Photo by Meredith Nierman

Traditionally, midterms have been brutal for Democrats.

Before the 2018 election, it has been no secret that for the last 30 years, whenever a president experienced any sort of decreasing popularity, the opposing party manages to gain seats. This was especially true for Barack Obama and Bill Clinton, as well as Donald Trump and the GOP. So it was only natural to believe that President Joe Biden, who is currently presiding over high inflation, would have suffered the same fate.

But this time, the energized youth vote came out in droves and prevented this traditional shift in power. Predictions by major news outlets were shattered. Projections of a “red wave” were scuttled into a slight “pink crest,” as it is now being described.

Omar Eloiza

Arts & Entertainment Editor

I was also guilty of the same prediction. I had believed that the Democrats were much too focused on social issues such as abortion rights and gun control, and not enough on the economy.

Bernie Sanders and Ralph Nader, two of the biggest stalwarts of the Left, both assumed that the party would lose many seats due to this hyper-focus on issues reserved for upper-middle class suburbanites. Rather than cater to the working-class people that I share the same struggles with, the focus seemed to be issues of privilege.

But it was foolish for anyone to underestimate the power of youth voter turnout. And we should not underestimate ourselves. Too often, we hear people our age say they aren’t going to vote because it won’t make a difference. This election showed that’s not true.

There definitely has been an uptick in youth voter turnout since the first midterm election under then-president Trump. 2018 and 2020 were both record-breaking elections in terms of the young vote. The record was almost shattered again this year, with 27 percent of eligible voters between 18-29 coming out to the polls.

Graphic by CIRCLE
The 18-29 age group voted most predominantly Democrat for House members this election.

It’s also important to note how our own youth demographic votes. According to the Center for Information & Research on Civic Learning and Engagement (CIRCLE), the majority of voters between 18-29 voted for Democratic candidates by an astounding 28-point margin. This contrasts with voters between 30-44, who were almost evenly split, and voters 45+, who preferred Republicans by a much smaller margin.
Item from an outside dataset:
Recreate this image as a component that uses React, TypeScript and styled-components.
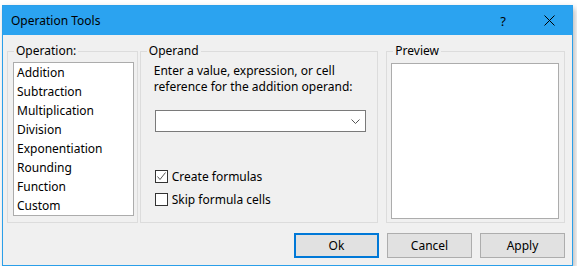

I’m proud to say that young voters are the ones who helped flip Pennsylvania over for the Democrats–a stunning upset in a race that many believed the Republicans would have swept up with no effort.

CIRCLE stated that a whopping 77 percent of youth voters cast their ballots for John Fetterman over celebrity-doctor-turned-Republican-candidate Mehmet Oz. In a race that was extremely tight, the youth turnout proved to be paramount for Fetterman’s win.

There’s also a sense of urgency too amongst these heavily Democratic voters, who are young and, more often than not, live in urban areas. The majority of voters for Fetterman, for example, have come from Philadelphia County. It’s important to note the long waiting times for these voters exceed those in less populated areas.

Taking an example from our own local metropolis Chicago, I heard from several friends who waited more than three hours to cast their vote in a state everyone knew was always going to skew Democrat. We have to thank those in swing states who waited patiently to cast their much-needed vote.

Preservation of democracy depended on it.